Guardando las proporciones, creo que en esta ocasión sucedió algo parecido que con el tritón de Solzhenitsyn. Los colegas rusos, en su afán por brindar una noticia que les parece interesante, no prestan atención a las posibles implicaciones de los datos que ofrecen. Aunque —claro— en este caso ellas no son tan desagradables como las recordadas por Don Alexánder en los textos citados.
No soy arqueólogo ni he visto el tesoro; mucho menos sé las datas de acuñación de las monedas del Siglo XX encontradas. Pero, a pesar de ello, me atrevo a precisar un poco las fechas brindadas por el corresponsal de RIA-Nóvosti. En lugar de hablar de “unos 100 años”, yo no vacilaría en ofrecer un dato algo más preciso: “hace menos de 98 años”.
Mi osadía nace del harto probable vínculo del enterramiento con el desastre fechado en 1917 y que, para la inmensa Rusia, significó involución, ateísmo, atropello, atraso y crimen: lo que los izquierdistas más exaltados llaman “la Gran Revolución Socialista de Octubre”, aunque un amigo nada ortodoxo prefiere darle un nombre bien opuesto: el de “la Gran Contrarrevolución del 7 de noviembre”.
La trepa al poder de la pandilla encabezada por “el viejito que inventó el hambre” —el genocida Vladímir Ilich Uliánov (alias Lenin)— e integrada por personajes como el antiguo salteador de bancos —¡eso sí, siempre en nombre de “la revolución”!— Iósif Dzhugashvili (más conocido como Stalin), sumió al inmenso país eurasiático en una verdadera orgía de arbitrariedad, robos enmascarados como “actos de justicia social” y asesinatos.

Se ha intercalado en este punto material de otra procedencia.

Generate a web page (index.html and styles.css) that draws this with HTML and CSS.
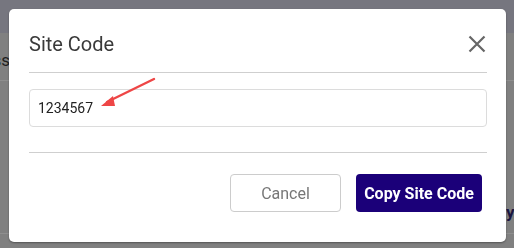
FILE: index.html
```html
<!DOCTYPE html>
<html>
<head>
<meta charset="utf-8">
<link rel="stylesheet" href="styles.css">
</head>
<body>
<div class="page">
  <div class="topbar"></div>
  <div class="row row-first">
    <div class="cell-left"><span>Business</span></div>
  </div>
  <div class="row row-second">
    <div class="cell-right"><span>y</span></div>
  </div>
</div>
<div class="modal">
  <div class="modal-header">
    <h2 class="modal-title">Site Code</h2>
    <button class="close" aria-label="Close">
      <svg width="18" height="18" viewBox="0 0 18 18"><path d="M1.5 1.5 L16.5 16.5 M16.5 1.5 L1.5 16.5" stroke="#666" stroke-width="2.2" fill="none"/></svg>
    </button>
  </div>
  <div class="modal-body">
    <div class="field">1234567</div>
  </div>
  <div class="modal-footer">
    <button class="btn btn-cancel">Cancel</button>
    <button class="btn btn-primary">Copy Site Code</button>
  </div>
  <svg class="arrow" width="70" height="40" viewBox="0 0 70 40">
    <line x1="65" y1="2" x2="18" y2="25" stroke="#ee4646" stroke-width="2.4" stroke-linecap="round"/>
    <polygon points="12,29 24,19 26,29" fill="#ee4646"/>
  </svg>
</div>
</body>
</html>
```
FILE: styles.css
```css
html, body {
  margin: 0;
  padding: 0;
}
body {
  width: 514px;
  height: 248px;
  overflow: hidden;
  background: #808080;
  font-family: Roboto, "Liberation Sans", sans-serif;
}
.page {
  display: flex;
  flex-direction: column;
}
.topbar {
  height: 33px;
  background: #76767f;
}
.row {
  display: flex;
  border-bottom: 1px solid #8e8e8e;
}
.row-first {
  height: 47px;
}
.cell-left {
  width: 10px;
  overflow: hidden;
  display: flex;
  justify-content: flex-end;
  padding-top: 17px;
  font-size: 17px;
  color: #1e1e1e;
  white-space: nowrap;
}
.row-second {
  height: 152px;
  justify-content: flex-end;
}
.cell-right {
  width: 8px;
  overflow: hidden;
  padding-top: 121px;
  font-size: 17px;
  font-weight: 700;
  color: #1a1640;
}
.modal {
  position: fixed;
  left: 9px;
  top: 9px;
  width: 497px;
  height: 233px;
  box-sizing: border-box;
  background: #fff;
  border-radius: 5px;
  padding: 0 19px 0 20px;
  box-shadow: 0 1px 2px rgba(0,0,0,0.35);
}
.modal-header {
  display: flex;
  align-items: center;
  justify-content: space-between;
  padding: 23px 0 16px;
  height: 24px;
  border-bottom: 1px solid #cfcfcf;
}
.modal-title {
  margin: 0;
  font-size: 20px;
  line-height: 24px;
  font-weight: 400;
  color: #3a3a3a;
}
.close {
  border: 0;
  background: none;
  padding: 0;
  margin-right: 1px;
  width: 18px;
  height: 18px;
  display: flex;
}
.modal-body {
  padding: 16px 0 25px;
  border-bottom: 1px solid #cfcfcf;
}
.field {
  height: 36px;
  border: 1px solid #dcdcdc;
  border-radius: 4px;
  display: flex;
  align-items: center;
  padding-left: 8px;
  font-size: 14px;
  color: #222;
}
.modal-footer {
  display: flex;
  justify-content: flex-end;
  gap: 15px;
  padding: 21px 5px 0 0;
}
.btn {
  height: 38px;
  border-radius: 4px;
  font-family: Roboto, "Liberation Sans", sans-serif;
  font-size: 16px;
  padding: 0;
  box-sizing: border-box;
}
.btn-cancel {
  width: 111px;
  background: #fff;
  border: 1px solid #cccccc;
  color: #777;
}
.btn-primary {
  width: 126px;
  background: #1b0079;
  border: 0;
  color: #fff;
  font-weight: 700;
}
.arrow {
  position: absolute;
  left: 80px;
  top: 68px;
}
```
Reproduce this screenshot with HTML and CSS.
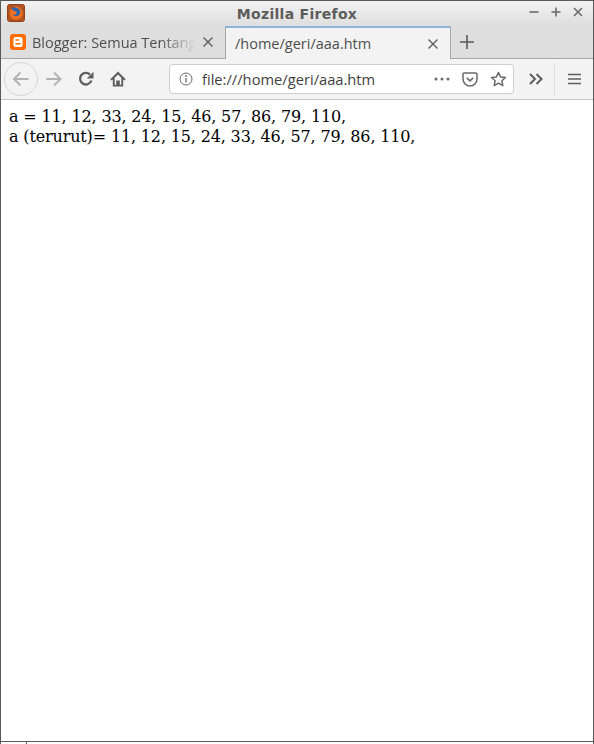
FILE: index.html
```html
<!DOCTYPE html>
<html lang="id">
<head>
    <meta charset="UTF-8">
    <meta name="viewport" content="width=device-width, initial-scale=1.0">
    <title>Mozilla Firefox</title>
    <link rel="stylesheet" href="styles.css">
</head>
<body>
    <div class="window">
        <header class="titlebar">
            <svg class="app-icon" width="18" height="18" viewBox="0 0 18 18">
                <rect x="0.5" y="0.5" width="17" height="17" rx="2" fill="#b5531f" stroke="#96401c"/>
                <circle cx="9.5" cy="8.500" r="6" fill="#2f64ab"/>
                <path d="M7 3 C10 1.500 15 3.500 15.600 8.500 C16 13 12 16 8.500 15.600 C5 15.200 3 13 2.800 9.500 C3 7 3.600 5.500 5 4.500 C5 6 6 6.800 7.500 7 C9 7.200 10 8.200 9.500 9.500 C8.800 11 6.500 11 5.500 10 C6.500 12.500 10.500 13 12.500 10.500 C14 8.500 13 5.500 11 4.500 C9.800 3.800 8.400 3.400 7 3 Z" fill="#f0701f"/>
            </svg>
            <span class="title">Mozilla Firefox</span>
            <div class="window-controls">
                <svg width="12" height="12" viewBox="0 0 12 12"><path d="M1.500 6h9" stroke="#6b6b6b" stroke-width="1.600"/></svg>
                <svg width="12" height="12" viewBox="0 0 12 12"><path d="M1.500 6h9M6 1.500v9" stroke="#6b6b6b" stroke-width="1.600"/></svg>
                <svg width="12" height="12" viewBox="0 0 12 12"><path d="M2 2l8 8M10 2l-8 8" stroke="#6b6b6b" stroke-width="1.600"/></svg>
            </div>
        </header>

        <nav class="tabs">
            <div class="tab">
                <svg class="favicon" width="16" height="16" viewBox="0 0 16 16">
                    <rect width="16" height="16" rx="3" fill="#ff6d00"/>
                    <rect x="3.400" y="3" width="9.200" height="10" rx="2.600" fill="#fff"/>
                    <path d="M6 6h2.400M6 9.800h4" stroke="#ff6d00" stroke-width="1.500" stroke-linecap="round"/>
                </svg>
                <span class="tab-label faded">Blogger: Semua Tentang</span>
                <svg class="tab-close" width="12" height="12" viewBox="0 0 12 12"><path d="M1.500 1.500l9 9M10.500 1.500l-9 9" stroke="#5c5c5c" stroke-width="1.400"/></svg>
            </div>
            <div class="tab active">
                <span class="tab-label">/home/geri/aaa.htm</span>
                <svg class="tab-close" width="12" height="12" viewBox="0 0 12 12"><path d="M1.500 1.500l9 9M10.500 1.500l-9 9" stroke="#5c5c5c" stroke-width="1.400"/></svg>
            </div>
            <svg class="new-tab" width="14" height="14" viewBox="0 0 14 14"><path d="M0 7h14M7 0v14" stroke="#5a5a5a" stroke-width="1.600"/></svg>
        </nav>

        <div class="toolbar">
            <div class="back-button">
                <svg width="18" height="16" viewBox="0 0 18 16"><path d="M16.500 8H2M8.500 1.500L2 8l6.500 6.500" fill="none" stroke="#b3b3b3" stroke-width="2"/></svg>
            </div>
            <svg class="nav-icon forward" width="18" height="16" viewBox="0 0 18 16"><path d="M1 8h14.500M9 1.500L15.500 8 9 14.500" fill="none" stroke="#b3b3b3" stroke-width="2"/></svg>
            <svg class="nav-icon reload" width="16" height="16" viewBox="0 0 16 16"><path d="M13.400 9.500A5.800 5.800 0 1 1 12 3.600" fill="none" stroke="#5e5e5e" stroke-width="2.300"/><path d="M15.500 .8v6.800H8.700z" fill="#5e5e5e"/></svg>
            <svg class="nav-icon home" width="16" height="16" viewBox="0 0 16 16"><path fill-rule="evenodd" d="M8 .6L.3 8.300l1.300 1.300L2.800 8.400v7.200h10.400V8.400l1.200 1.200 1.300-1.300zM8 3.600l3.300 3.200v7H9.800V9.400H6.200v4.400H4.700v-7z" fill="#5e5e5e"/></svg>
            <div class="urlbar">
                <svg class="info" width="14" height="14" viewBox="0 0 14 14"><circle cx="7" cy="7" r="6" fill="none" stroke="#6a6a6a"/><path d="M7 6v4.500" stroke="#6a6a6a" stroke-width="1.300"/><circle cx="7" cy="4" r="0.900" fill="#6a6a6a"/></svg>
                <span class="url">file:///home/geri/aaa.htm</span>
                <svg class="dots" width="16" height="4" viewBox="0 0 16 4"><circle cx="2" cy="2" r="1.500" fill="#6a6a6a"/><circle cx="8" cy="2" r="1.500" fill="#6a6a6a"/><circle cx="14" cy="2" r="1.500" fill="#6a6a6a"/></svg>
                <svg class="pocket" width="16" height="15" viewBox="0 0 16 15"><path d="M1 2.200C1 1.500 1.500 1 2.200 1h11.600c.7 0 1.200.5 1.200 1.200V7A7 7 0 0 1 1 7z" fill="none" stroke="#6a6a6a" stroke-width="1.500"/><path d="M4.800 5.800L8 8.800l3.200-3" fill="none" stroke="#6a6a6a" stroke-width="1.600"/></svg>
                <svg class="star" width="17" height="16" viewBox="0 0 17 16"><path d="M8.500 1.500l2.100 4.400 4.900.6-3.600 3.300.9 4.800-4.300-2.400-4.300 2.400.9-4.800-3.600-3.300 4.900-.6z" fill="none" stroke="#6a6a6a" stroke-width="1.500" stroke-linejoin="round"/></svg>
            </div>
            <svg class="overflow" width="14" height="12" viewBox="0 0 14 12"><path d="M1 1l5 5-5 5M7.500 1l5 5-5 5" fill="none" stroke="#5e5e5e" stroke-width="2"/></svg>
            <div class="separator"></div>
            <svg class="menu" width="13" height="12" viewBox="0 0 13 12"><path d="M0 1.500h13M0 6h13M0 10.500h13" stroke="#5e5e5e" stroke-width="1.700"/></svg>
        </div>

        <main class="content">
            a = 11, 12, 33, 24, 15, 46, 57, 86, 79, 110, <br>
            a (terurut)= 11, 12, 15, 24, 33, 46, 57, 79, 86, 110,
        </main>

        <footer class="bottom-edge">
            <div class="tick"></div>
        </footer>
    </div>
</body>
</html>
```

FILE: styles.css
```css
html, body {
    margin: 0;
    padding: 0;
    height: 100%;
    background: #fff;
    overflow: hidden;
}

.window {
    display: flex;
    flex-direction: column;
    height: 744px;
    box-sizing: border-box;
    border-left: 1px solid #5a5a5a;
    border-right: 1px solid #5a5a5a;
    border-top: 1px solid #5a5a5a;
}

.titlebar {
    position: relative;
    display: flex;
    align-items: center;
    justify-content: center;
    height: 25px;
    flex: none;
    background: linear-gradient(#f2f2f2, #dedede);
}

.app-icon {
    position: absolute;
    left: 6px;
    top: 3px;
}

.title {
    font-family: "DejaVu Sans", sans-serif;
    font-weight: bold;
    font-size: 14px;
    letter-spacing: 0.3px;
    color: #5c5c5c;
}

.window-controls {
    position: absolute;
    right: 9px;
    top: 5px;
    display: flex;
    gap: 10px;
}

.tabs {
    display: flex;
    align-items: stretch;
    height: 33px;
    flex: none;
    background: #dedede;
    border-bottom: 1px solid #a6a6a6;
    box-sizing: border-box;
    font-family: "Open Sans", sans-serif;
    font-size: 14.5px;
    color: #4f4f4f;
}

.tab {
    display: flex;
    align-items: center;
    box-sizing: border-box;
    width: 224px;
    padding: 0 11px 0 9px;
}

.tab.active {
    width: 226px;
    height: 33px;
    padding-left: 9px;
    padding-right: 11px;
    background: #f3f3f3;
    border-top: 2px solid #8fb4d8;
    border-left: 1px solid #a6a6a6;
    border-right: 1px solid #a6a6a6;
}

.favicon {
    flex: none;
    margin-right: 6px;
}

.tab-label {
    flex: 1;
    white-space: nowrap;
}

.tab-label.faded {
    -webkit-mask-image: linear-gradient(to right, #000 78%, transparent 100%);
    mask-image: linear-gradient(to right, #000 78%, transparent 100%);
}

.tab-close {
    flex: none;
    margin-left: 6px;
}

.new-tab {
    align-self: center;
    margin-left: 9px;
}

.toolbar {
    display: flex;
    align-items: center;
    height: 41px;
    flex: none;
    box-sizing: border-box;
    background: #f3f3f3;
    border-bottom: 1px solid #c4c4c4;
    padding-left: 3px;
}

.back-button {
    display: flex;
    align-items: center;
    justify-content: center;
    box-sizing: border-box;
    width: 34px;
    height: 34px;
    border: 1px solid #d6d6d6;
    border-radius: 50%;
}

.forward {
    margin-left: 7px;
}

.reload {
    margin-left: 15px;
}

.home {
    margin-left: 16px;
}

.urlbar {
    display: flex;
    align-items: center;
    box-sizing: border-box;
    width: 345px;
    height: 30px;
    margin-left: 43px;
    padding: 0 6px 0 9px;
    background: #fff;
    border: 1px solid #cfcfcf;
    border-radius: 4px;
    font-family: "Open Sans", sans-serif;
    font-size: 14.7px;
    color: #3f3f3f;
}

.url {
    flex: 1;
    margin-left: 9px;
}

.pocket {
    margin-left: 12px;
}

.star {
    margin-left: 12px;
}

.overflow {
    margin-left: 15px;
}

.separator {
    width: 1px;
    height: 33px;
    margin-left: 11px;
    background: #dcdcdc;
}

.menu {
    margin-left: 13px;
}

.content {
    flex: 1;
    padding: 7px 8px;
    font-family: "DejaVu Serif", serif;
    font-size: 16px;
    letter-spacing: -0.15px;
    line-height: 20px;
    color: #000;
    background: #fff;
}

.bottom-edge {
    position: relative;
    height: 3px;
    flex: none;
    box-sizing: border-box;
    background: #fff;
    border-top: 1px solid #5a5a5a;
}

.tick {
    position: absolute;
    left: 25px;
    top: 0;
    width: 1px;
    height: 2px;
    background: #5a5a5a;
}
```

Para utilizar una frase de Fidel Castro, se entronizó en la vieja Rusia “la filosofía del despojo”. (Aunque, ya que citamos sus palabras, es bueno recordar que —como se sabe— el “Comandante en Jefe” puso, como sujeto predilecto de esa expresión, al “imperialismo yanqui”, y siempre la utilizó en tercera persona; jamás para caracterizar las innumerables expropiaciones y atracos que caracterizaron a su régimen.)
¿Resulta entonces razonable pensar que el dueño del tesoro escondido lo puso a buen recaudo en medio del vendaval comunista? Es por eso que este autor, sin ser arqueólogo ni adivino, se atreve a enmendarle la plana a unos colegas rusos.